CS 202 - Homework 11 - 11/30/07

Due: Friday, 12/7/07, at midnight.

This homework completes the Sniac circuit project. You should continue working in the same groups as for HW 10 (or by yourself). I only need one submission per group. On your submission, please write down how much time it took you. Submit your homework by midnight on Friday, December 7. If you have a 24h extension left, you have until Saturday. Note: besides the paper submission, you'll have to submit your circuit electronically using the course dropbox on the CLASSES server (more details below).

Sniac II circuit - control signals

1. Implement a synchronous 2-bit counter from 2 J-K flipflops, followed by a 2-to-4 decoder to generate the timing signals t0, t1, t2, t3.

2. You'll also need 2 J-K flipflops for the signals "E" and "run". The inputs of the "E" FF are "set E" and "reset E"; the outputs are "E" (not-inverted) and "I" (inverted). The "run" should be set (asynchronously) upon a "reset" signal, and reset upon a "halt" signal. (All other flipflops should be reset asynchronously upon a "reset" signal.) Use inverted output of the "run" FF in an OR gate together with the (input) clock signal to generate the global clock signal "c". This way, the circuit will start running upon a reset, and stop when a halt signal is reached.
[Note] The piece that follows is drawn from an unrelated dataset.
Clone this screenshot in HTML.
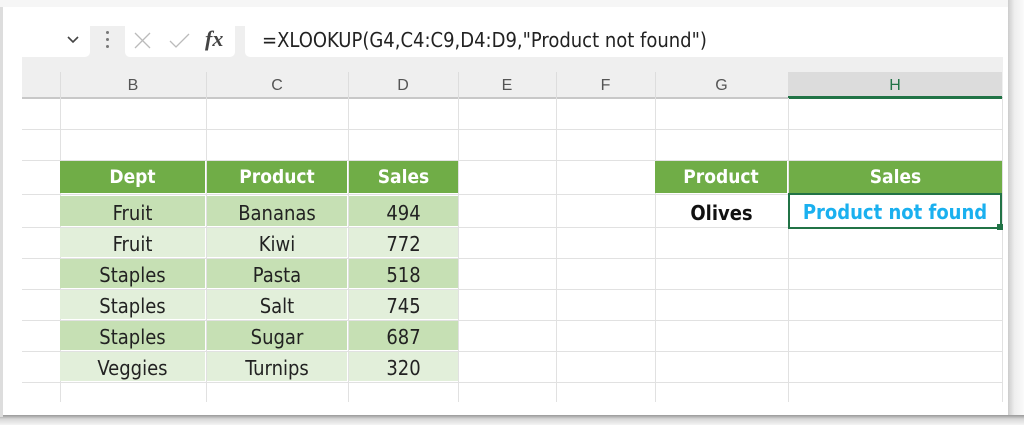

3. Using the timing diagram at the end of this handout, derive equations for all control signals. The "inputs" in your equations should be the timing signals t0, t1, t2, t3, I, and E, the three opcode bits OP2, OP1, OP0, and A7 (the highest bit of the accumulator). The outputs should be all signals that appear in the table. For example, the ld_OP signal can be written as I & t1. Similarly, the sub signal can be written as !OP2 & !OP1 & OP0 & E & t2. Sometimes it will be easier to introduce "temporary variables", e.g., a signal store = !OP2 & OP1 & OP0.

   Once you have all your equations, implement them using simple AND, OR, and NOT gates and add them to the circuit. Be careful: in the circuit, the signal names are slightly different.

4. The Sniac III - build the next generation Sniac!!
   Implement a new instruction for the unused opcode 6 (110). At the very least, implement a "clear A" instruction. EXTRA CREDIT will be awarded for more complicated instructions. For example, you could implement a "load immediate" instruction that loads a 5-bit number sign-extended into A. Or maybe an "add immediate" instruction would be more useful. Perhaps best: an "add immediate" instruction that is interpreted as "clear A" if the addend is 0.

   Other extra-credit opportunities (harder...):

   • Speed up the circuit by using minimum-length cycle sequences.
   • See if you can get rid of the B register (also could yield speed-up).
   • Create an 8-bit multiplier and add a "mult" instruction.
   • Make the Sniac a 10-bit or 12-bit machine with 4-bit opcodes.
   • Whatever else you can come up with...
   If you do any of the above, please hand in a written description of what you did in addition to a printout of the circuit.

What to hand in

1. A printout of your top-level Sniac circuit, including the circuitry for the control signals. Include printouts of any subcircuits that are new or modified since your hw 10 submission.

2. A 1-page description of your control circuit, including equations for all control signals, and an explanation and timing diagram of your new instruction.

3. An electronic submission of your Sniac circuit. Rename your top-level .cct file with your own name, and drop it into the course dropbox

   \\CLASSES\VOL1\Fall07\CSCI0202A\DROPBOX

   If you cannot access the dropbox for some reason, you can send me the file as an attachement by email. But try the dropbox first!